Чувствовал я себя лучше, чем накануне вечером. Нарочно или нет — а я был уверен, что мои тюремщики ничего не делают просто так, — но одиночество подействовало вполне определённо: мне до зуда хотелось с кем-нибудь заговорить, всё равно с кем. С этим, понял я, надо быть настороже.

Впрочем, тревога была напрасной. Именно в то утро, 3 мая, допросы начались всерьёз. Утро, день, вечер — в среднем по одиннадцать часов в сутки, семь дней в неделю, и так без перерыва девятнадцать дней; потом один день передышки — и всё сначала.

Колебания насчёт моей судьбы, которые я почуял на второй день, кончились. Кончилась и приветливость. С этой минуты всё пошло сугубо по-деловому, с одной целью: вытянуть из арестанта как можно больше.

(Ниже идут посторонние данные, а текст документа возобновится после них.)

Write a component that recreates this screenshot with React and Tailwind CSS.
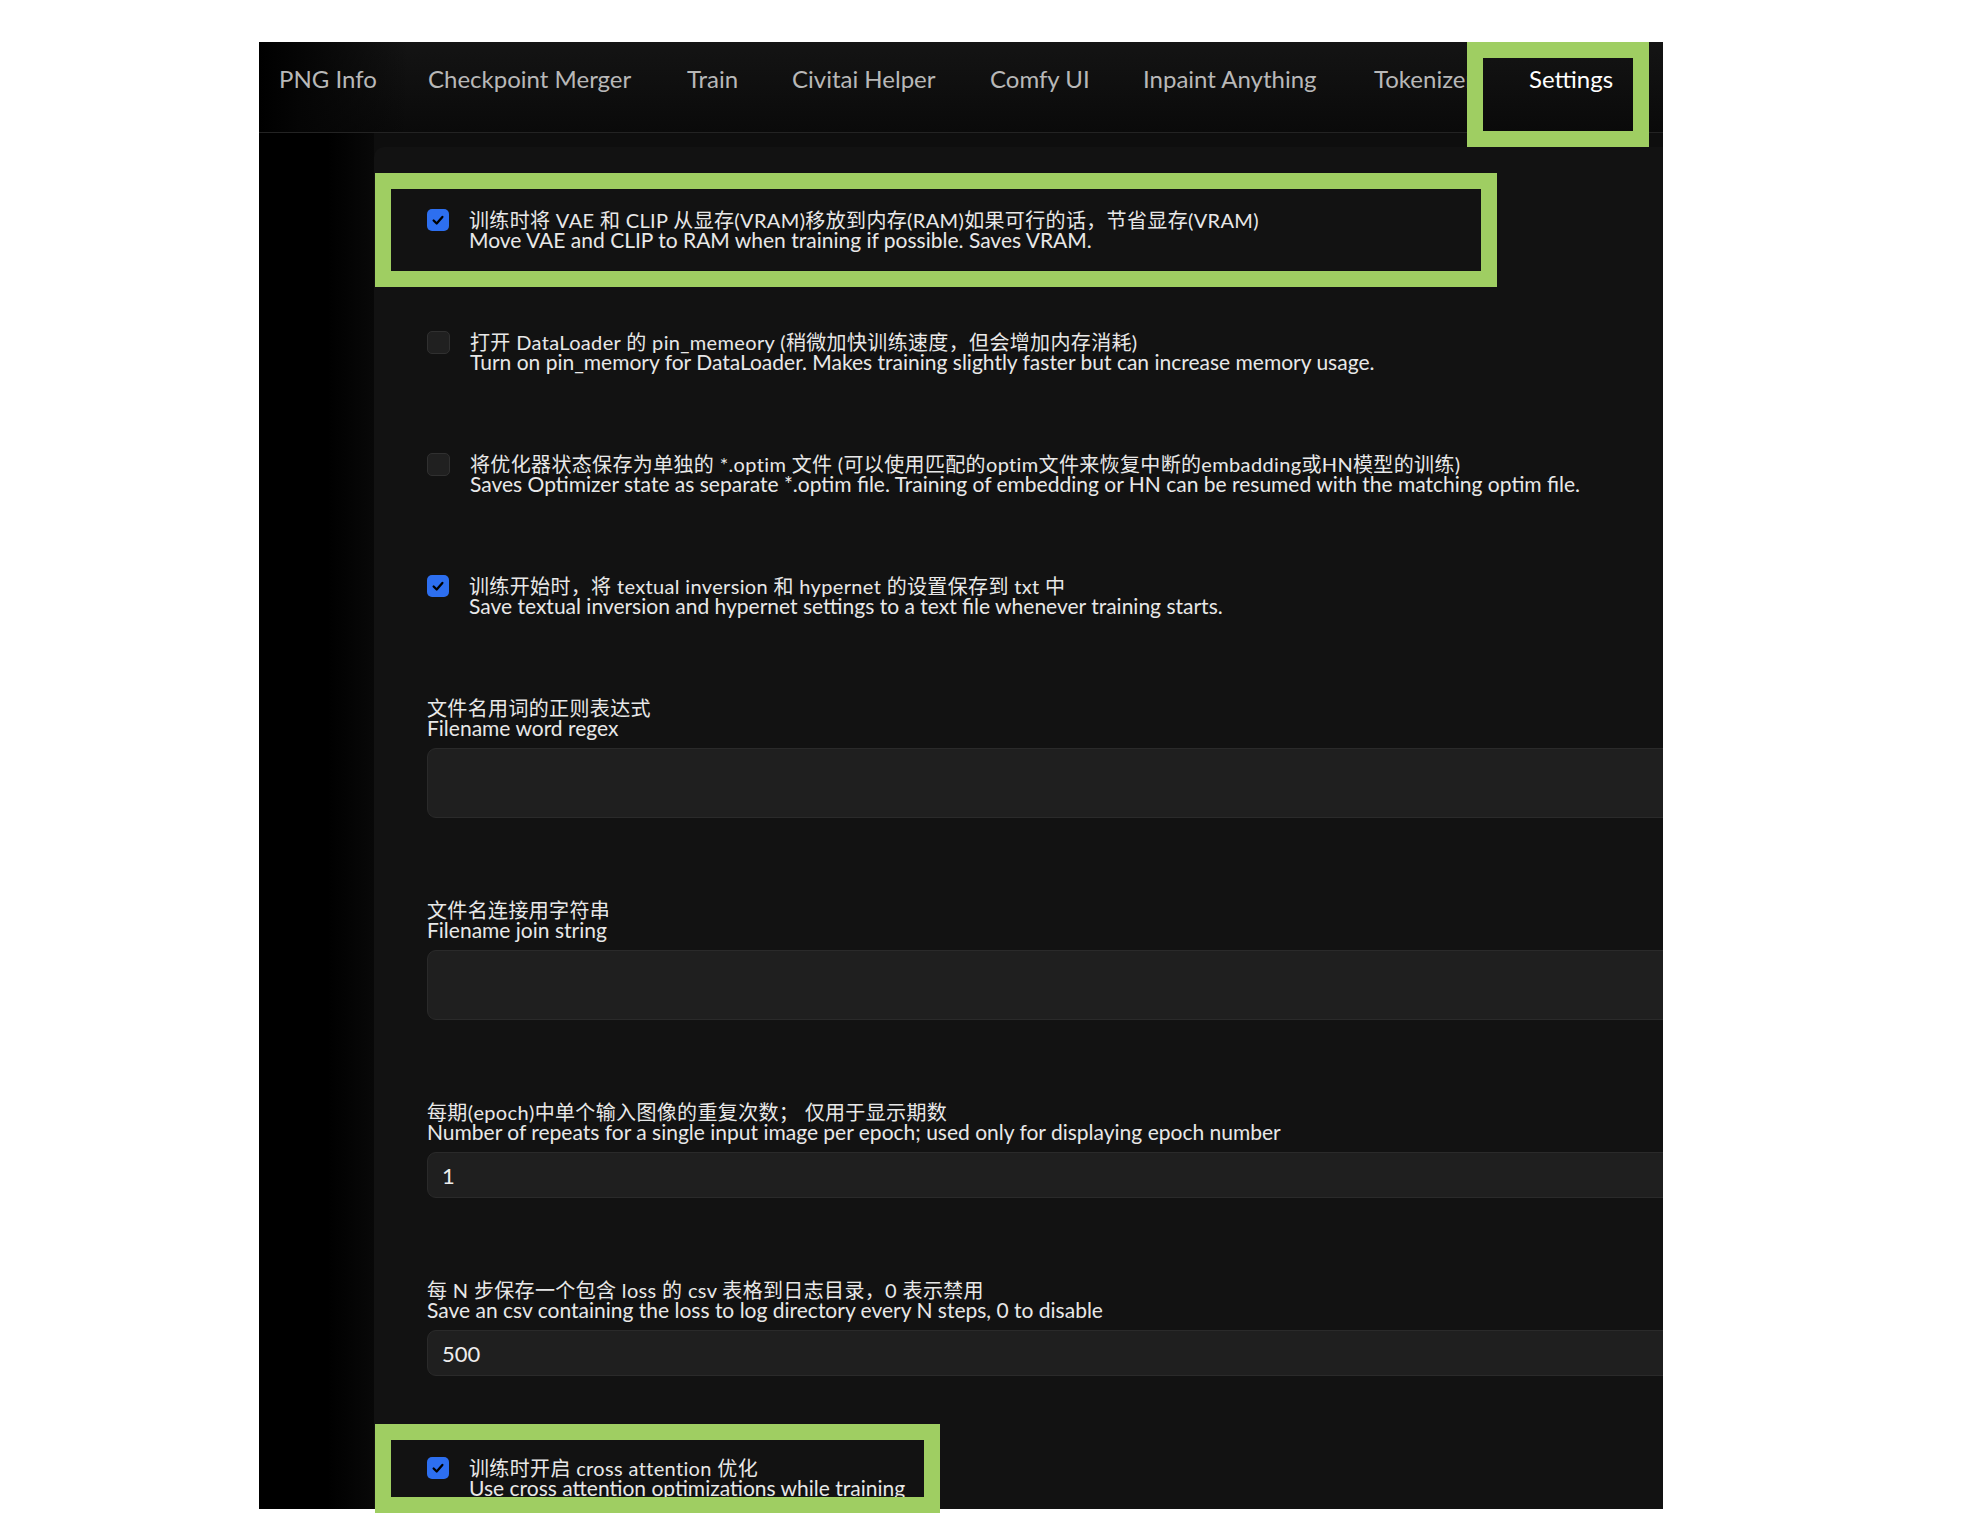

Состав иногда менялся, порой подсаживались специалисты со своими вопросами, но обычно на допросе было пятеро:

Стенографистка. Я думал, они пишут на плёнку. Вместо этого каждое слово кропотливо записывалось, печаталось по-русски, а потом переводилось и перепечатывалось по-английски. Неудивительно, что по дороге слова и обороты менялись, целые фразы пропадали, смысл искажался. Иной раз — умышленно. Так, на вопрос о карточке министерства обороны в моём бумажнике — не значит ли это, что я лётчик ВВС, — я ответил: «Это значит, что я был гражданским служащим министерства ВВС», а в стенограмме получилось: «Это значит, что я служил в ВВС США в качестве гражданского лица». Разница невелика, а цена ей большая.

Переводчик. Лет тридцати пяти; только он «как будто» знал английский. Насчёт остальных я никогда не был уверен.

Два майора, Кузьмин и Васильев. Обоим около тридцати, как и мне, — полагаю, не случайность. Они и вели допрос по большей части, работая слаженно, как по нотам. Я читал в детективах, как американские полицейские берут подозреваемого в оборот приёмом «Матт и Джефф»: один нетерпелив и грозен, другой сочувствует и мягок, и арестованный, естественно, первого ненавидит, а ко второму тянется и с ним делится. Приём я узнал — и всё-таки поддался ему наполовину. Майора Васильева я ненавидел. Но, прекрасно понимая, что цель у него ровно та же, не позволял себе роскоши думать, будто майор Кузьмин желает мне добра.